ЛЮБИМОВ (замечания после прогона). «Начало самое (песня), мне кажется, надо петь от театра. Это работает на замысел, так как мы все тоже беспечны и так далее. И тогда ясно становится, что все дальнейшее – условность. Условное оформление – как бы дом, но и улица. Хотя меня многое тут смущает. Например, мороз в 3 градуса, а они все ходят в легких платьях и не играют, что им холодно. Я ведь должен все понимать, а эти вопросы мешают. Или, например, в 3-м акте после выхода Лопахина Антипов (Пищик) должен хотя бы подойти к Высоцкому – его ведь по голове ударили – и тогда только ему ясно, что пахнет коньяком. А так издали, через сцену даже милиционер не учует. Я за условность, но так уж совсем неясно».
На следующий день Эфрос нас всех собрал и сообщил (из стенограммы): «Ю.П. сказал, что ему было не слышно многих реплик. Ю.П. спросил про сцену с кофе для Раневской в 1-м акте. Ему было неясно, мол, почему пьет, как наркотик. Я реалистически не мыслю, у меня нет бытового оправдания, я мыслю настроенчески. Кофе для Раневской то, чем нужно закрыться. Ю.П. сказал: а нет ли в этом ломания? Может быть. Я ничего бы не менял, но сделал бы понятнее, раз есть вопросы. И еще. Алла, мне очень нравится, как вы играете, я это люблю, люблю такое искусство, а что будут говорить те, кто не любит этого, не любит искусство изломанное, гротескное – бог с ними. Я это не ощущаю как излом. Но другие могут в спектакле видеть не драму, а излом. Что же делать? Быть в очень хорошем настроении. Купаться, плавать в хорошем творческом настроении, и тогда будет объем. А кто этого не приемлет, то и пусть. Вот, например, в моем театре Дуров, который все делает в предельно нервном рисунке. Это отталкивало, а теперь его только таким и ждут. Это нужно просто знать, немного страшиться, а спасение только в спокойном, радостном настроении. Я ужасно люблю гротеск, но он должен абсолютно лежать на сердце. И не ради взвинченности выполнять его. Еще, Алла. Сцена с Прохожим очень хорошая. Но я впервые услышал от Ю.П. замечание: а верно ли она к нему относится – мол, должна быть брезгливость. Я хотел объяснить, что она идет тут навстречу опасности, готова к смерти в момент, когда мужчины испугались. Нужно, вероятно, помнить все время про смысл. Когда они смотрят друг другу в глаза, она думает, что ей все равно, она не боится. Они понравились друг другу. Это редкостно, но символически очень интересно.

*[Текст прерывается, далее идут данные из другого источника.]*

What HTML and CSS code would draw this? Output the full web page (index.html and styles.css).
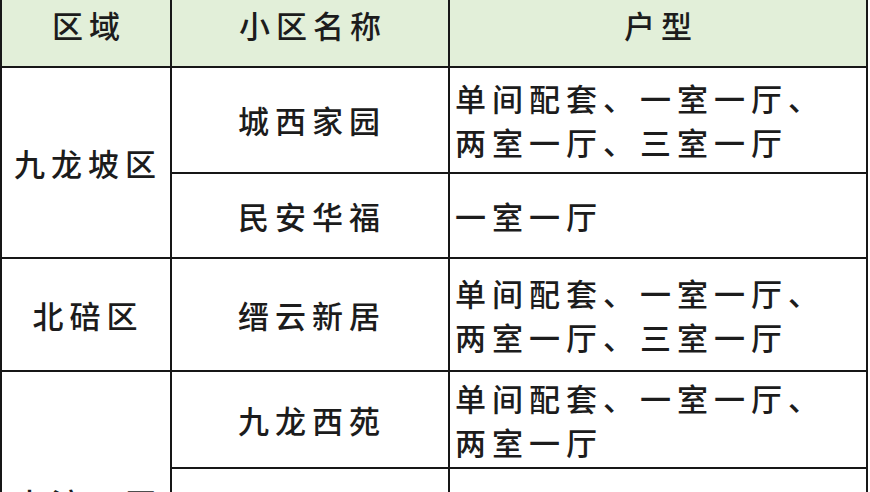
FILE: index.html
```html
<!DOCTYPE html>
<html lang="zh-CN">
<head>
<meta charset="utf-8">
<link rel="stylesheet" href="styles.css">
</head>
<body>
<table class="housing">
  <colgroup>
    <col class="c-area">
    <col class="c-name">
    <col class="c-type">
  </colgroup>
  <thead>
    <tr class="r-head">
      <th>区域</th>
      <th>小区名称</th>
      <th>户型</th>
    </tr>
  </thead>
  <tbody>
    <tr class="r1">
      <td class="area" rowspan="2">九龙坡区</td>
      <td class="name">城西家园</td>
      <td class="type">单间配套、一室一厅、<br>两室一厅、三室一厅</td>
    </tr>
    <tr class="r2">
      <td class="name">民安华福</td>
      <td class="type">一室一厅</td>
    </tr>
    <tr class="r3">
      <td class="area">北碚区</td>
      <td class="name">缙云新居</td>
      <td class="type">单间配套、一室一厅、<br>两室一厅、三室一厅</td>
    </tr>
    <tr class="r4">
      <td class="area" rowspan="2">大渡口区</td>
      <td class="name">九龙西苑</td>
      <td class="type">单间配套、一室一厅、<br>两室一厅</td>
    </tr>
    <tr class="r5">
      <td class="name"></td>
      <td class="type"></td>
    </tr>
  </tbody>
</table>
</body>
</html>
```

FILE: styles.css
```css
html, body {
  margin: 0;
  padding: 0;
  background: #ffffff;
  overflow: hidden;
}

.housing {
  border-collapse: collapse;
  table-layout: fixed;
  width: 866px;
  margin-top: -9px;
  margin-left: 0;
  font-family: "Noto Sans CJK SC", "Noto Sans", sans-serif;
  font-size: 31px;
  color: #1c1c1c;
}

.c-area { width: 170px; }
.c-name { width: 278px; }
.c-type { width: 418px; }

.housing th,
.housing td {
  border: 2px solid #171717;
  padding: 0;
  vertical-align: middle;
  letter-spacing: 6px;
  font-weight: 500;
  line-height: 44px;
}

.housing th {
  background: #e2efd9;
  text-align: center;
  padding-left: 6px;
  padding-bottom: 9px;
}

.housing .area,
.housing .name {
  text-align: center;
  padding-left: 4px;
}

.housing .type {
  text-align: left;
  padding-left: 5px;
}

.r-head { height: 75px; }
.r1 { height: 106px; }
.r2 { height: 85px; }
.r3 { height: 113px; }
.r4 { height: 97px; }
.r5 { height: 167px; }
```
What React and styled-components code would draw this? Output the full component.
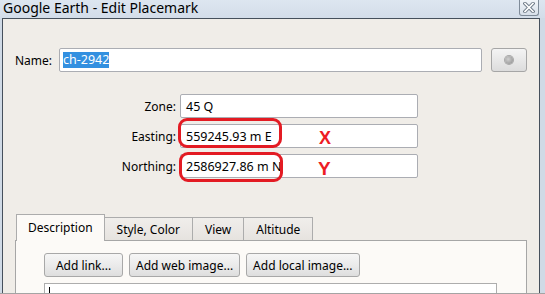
import React from 'react';
import styled, { createGlobalStyle } from 'styled-components';

const GlobalStyle = createGlobalStyle`
  html, body {
    margin: 0;
    padding: 0;
    overflow: hidden;
  }
  body {
    font-family: "Noto Sans", "DejaVu Sans", sans-serif;
    font-size: 12px;
    color: #000;
  }
`;

const Window = styled.div`
  width: 545px;
  height: 294px;
  box-sizing: border-box;
  display: flex;
  flex-direction: column;
  padding: 0 5px 0 2px;
  background: #d0dae6;
  border-bottom: 1px solid #a4a4a4;
  overflow: hidden;
`;

const TitleBar = styled.div`
  height: 18px;
  display: flex;
  justify-content: space-between;
  align-items: flex-start;
  background: linear-gradient(#dde6f0, #d3dde9);
  margin: 0 -5px 0 -2px;
  padding: 0 6px 0 3px;
`;

const Title = styled.div`
  font-size: 14px;
  line-height: 15px;
  white-space: nowrap;
`;

const CloseButton = styled.div`
  width: 20px;
  height: 16px;
  box-sizing: border-box;
  border: 1px solid #7f8b99;
  border-top: none;
  border-radius: 0 0 3px 3px;
  background: linear-gradient(#f2f5f9, #d8e0ea);
  display: flex;
  align-items: center;
  justify-content: center;
`;

const Client = styled.div`
  flex: 1;
  display: flex;
  flex-direction: column;
  background: #f0ede8;
  border: 1px solid #46505c;
  border-bottom: none;
  padding: 0 12px;
  min-height: 0;
`;

const NameRow = styled.div`
  margin-top: 29px;
  height: 24px;
  display: flex;
  align-items: center;
`;

const Label = styled.span`
  white-space: nowrap;
  justify-self: end;
  align-self: center;
  margin-right: ${p => p.$gap || 0}px;
`;

const TextBox = styled.div`
  box-sizing: border-box;
  height: 24px;
  flex: ${p => (p.$grow ? 1 : 'none')};
  background: #fff;
  border: 1px solid #abadb3;
  border-radius: 2px;
  display: flex;
  align-items: center;
  padding-left: ${p => p.$pad || 5}px;
  font-size: 12.5px;
  white-space: nowrap;
`;

const Selected = styled.span`
  background: #3390e0;
  color: #fff;
  line-height: 16px;
`;

const DotButton = styled.div`
  width: 36px;
  height: 24px;
  box-sizing: border-box;
  margin-left: 9px;
  border: 1px solid #a6a6a6;
  border-radius: 3px;
  background: linear-gradient(#f4f4f4, #e8e8e8 50%, #dcdcdc);
  display: flex;
  align-items: center;
  justify-content: center;
`;

const Dot = styled.span`
  width: 8px;
  height: 8px;
  border-radius: 50%;
  background: radial-gradient(circle at 40% 40%, #cfcfcf, #8c8c8c);
  box-shadow: 0 0 0 1px #a8a8a8;
`;

const CoordGrid = styled.div`
  margin-top: 22px;
  display: grid;
  grid-template-columns: 161px 238px;
  column-gap: 4px;
  row-gap: 6px;
`;

const Field = styled.div`
  position: relative;
`;

const Ring = styled.div`
  position: absolute;
  left: ${p => p.$left}px;
  top: ${p => p.$top}px;
  width: 104px;
  height: 30px;
  box-sizing: border-box;
  border: 3px solid #e31b23;
  border-radius: 9px;
  pointer-events: none;
`;

const Mark = styled.span`
  position: absolute;
  left: ${p => p.$left}px;
  top: ${p => p.$top}px;
  font-family: "Liberation Sans", Arial, sans-serif;
  font-weight: bold;
  font-size: ${p => p.$size}px;
  line-height: ${p => p.$size}px;
  color: #ed1c24;
`;

const TabSection = styled.div`
  margin-top: 36px;
  flex: 1;
  display: flex;
  flex-direction: column;
  min-height: 0;
`;

const TabStrip = styled.div`
  display: flex;
  align-items: flex-end;
  height: 27px;
  padding-left: 1px;
  margin-bottom: -1px;
  position: relative;
  z-index: 1;
`;

const Tab = styled.div`
  box-sizing: border-box;
  height: ${p => (p.$active ? 27 : 23)}px;
  margin-bottom: ${p => (p.$active ? 0 : 1)}px;
  margin-left: ${p => (p.$first ? 0 : -1)}px;
  padding: ${p => (p.$active ? '0 11px 2px' : '0 12px')};
  display: flex;
  align-items: center;
  border: 1px solid #acacac;
  border-bottom: none;
  background: ${p => (p.$active ? '#fcfaf7' : 'linear-gradient(#f0eeeb, #e6e3df)')};
  position: relative;
  z-index: ${p => (p.$active ? 2 : 1)};
  white-space: nowrap;
`;

const Panel = styled.div`
  flex: 1;
  background: #fcfaf7;
  border: 1px solid #a6a6a6;
  border-bottom: none;
  padding: 12px 29px 0 28px;
`;

const ButtonRow = styled.div`
  display: flex;
  gap: 6px;
`;

const Button = styled.div`
  box-sizing: border-box;
  height: 24px;
  min-width: 79px;
  padding: 0 6px;
  display: flex;
  align-items: center;
  justify-content: center;
  border: 1px solid #a8a8a8;
  border-radius: 3px;
  background: linear-gradient(#f6f6f6, #ebebeb 50%, #dedede);
  white-space: nowrap;
`;

const Editor = styled.div`
  margin-top: 6px;
  height: 30px;
  background: #fff;
  border: 1px solid #adadad;
`;

const Caret = styled.span`
  display: block;
  width: 1px;
  height: 12px;
  margin: 3px 0 0 4px;
  background: #000;
`;

const CloseGlyph = () => (
  <svg width="12" height="11" viewBox="0 0 12 11">
    <path d="M2 1.5 L10 9.5 M10 1.5 L2 9.5" stroke="#6c7886" strokeWidth="3.4" strokeLinecap="square" />
    <path d="M2 1.5 L10 9.5 M10 1.5 L2 9.5" stroke="#ffffff" strokeWidth="1.6" strokeLinecap="square" />
  </svg>
);

const tabs = ['Description', 'Style, Color', 'View', 'Altitude'];
const buttons = ['Add link...', 'Add web image...', 'Add local image...'];

const App = () => (
  <>
    <GlobalStyle />
    <Window>
      <TitleBar>
        <Title>Google Earth - Edit Placemark</Title>
        <CloseButton>
          <CloseGlyph />
        </CloseButton>
      </TitleBar>
      <Client>
        <NameRow>
          <Label $gap={7}>Name:</Label>
          <TextBox $grow $pad={3}>
            <Selected>ch-2942</Selected>
          </TextBox>
          <DotButton>
            <Dot />
          </DotButton>
        </NameRow>

        <CoordGrid>
          <Label>Zone:</Label>
          <TextBox>45 Q</TextBox>

          <Label>Easting:</Label>
          <Field>
            <TextBox>559245.93 m E</TextBox>
            <Ring $left={-2} $top={-6} />
            <Mark $left={139} $top={5} $size={18}>X</Mark>
          </Field>

          <Label>Northing:</Label>
          <Field>
            <TextBox>2586927.86 m N</TextBox>
            <Ring $left={-1} $top={-2} />
            <Mark $left={138} $top={5} $size={19}>Y</Mark>
          </Field>
        </CoordGrid>

        <TabSection>
          <TabStrip>
            {tabs.map((t, i) => (
              <Tab key={t} $active={i === 0} $first={i === 0}>
                {t}
              </Tab>
            ))}
          </TabStrip>
          <Panel>
            <ButtonRow>
              {buttons.map(b => (
                <Button key={b}>{b}</Button>
              ))}
            </ButtonRow>
            <Editor>
              <Caret />
            </Editor>
          </Panel>
        </TabSection>
      </Client>
    </Window>
  </>
);

export default App;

Штернберг – Гаев. Сегодня вы сделали крен чуть дальше, чем нужно. Сделать нужно тоньше. Не разоблачать его.
Еще Ю.П. оказалось непонятным, почему Епиходов проходит с пистолетом, поет. Видимо, точно не был выдержан ритм, может быть, не нужно курить, а примериваться к самоубийству показно. Ю.П. сказал резкую фразу, я ее вам передам: „Ты хотел сказать, что они все идиоты и их надо уничтожить?“ Мы должны понять, что, значит, такой взгляд возможен. Острота, которую мы предлагаем, принимается в обратном смысле. Нам необходимо точно чувствовать, что мы хотим сказать. Это – я перед лицом опасности. Чехов скорбел, когда писал. Когда что-то из жизни уходит, это всегда ужасно. Надо эту клоунскую нелепость все время держать на уровне человечности и понятности публике. Нужно обязательно быть аккуратными с разговорами о будущем, не должно быть насмешки, а должна быть боль. Это ведь как истинно верующие говорят о Христе. Достаточно снять пафос и соблюдать меру. Вот вокруг беспомощного человека с остатками интеллигентности два человека. Один считает, что выход в искуплении (Петя), а другой, что в предпринимательстве (Лопахин). А среди них человек – не приспособленный к жизни.